Stop waiting for a "perfect" 3% rate. It’s likely not coming back anytime soon. Instead, look at the math for today.

  1. Check your credit card statements. If the 10% cap actually happens, it’s a game-changer. But until then, look into "balance transfer" cards. Some are still offering 0% intro periods, which is better than any government-mandated cap.
  2. Date the rate, marry the house. It’s an old cliché, but it’s true. If you find a home you love at a price you can afford, the 6.2% interest rate drop today is better than the 7% of yesterday. You can always refinance in 2027 if the Fed finally hits their target of 3.25%.
  3. Watch the "Beige Book." The Fed is releasing its Beige Book report later today. This is basically a "vibe check" on the economy. if it shows the labor market is cooling too fast, the Fed might be forced to cut rates sooner than June.
  4. High-Yield Savings Warning. If you have money in a HYSA, your "easy money" days are numbered. Top 1-year CD rates have already fallen from 6% to around 4.18%. If you have cash sitting around, locking in a CD rate now might be smarter than waiting for another drop.

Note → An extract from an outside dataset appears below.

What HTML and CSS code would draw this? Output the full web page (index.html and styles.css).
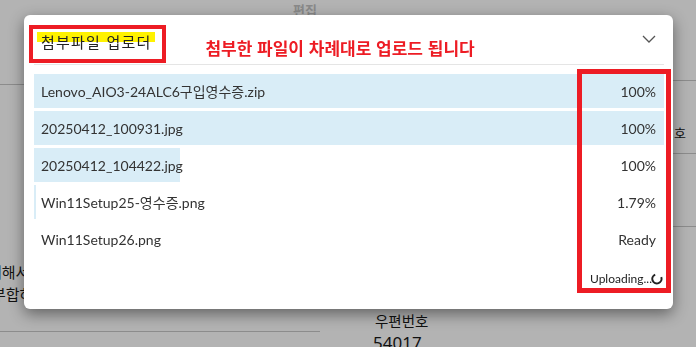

The bottom line? The interest rate drop today is more of a sigh of relief than a shout of joy. The economy is in this "neutral" zone where nothing is breaking, but nothing is cheap either. Keep an eye on the 10-year Treasury yield—that's the real heartbeat of the market right now.

Your Next Move:
If you are planning to buy or refinance, get a "Loan Estimate" from at least three different lenders this week. Rates are hovering in a narrow window, and even a 0.2% difference can save you $50,000 over the life of a typical loan. If you're carrying credit card debt, hold off on any major new purchases until we see if the 10% cap proposal actually gains legislative traction this month.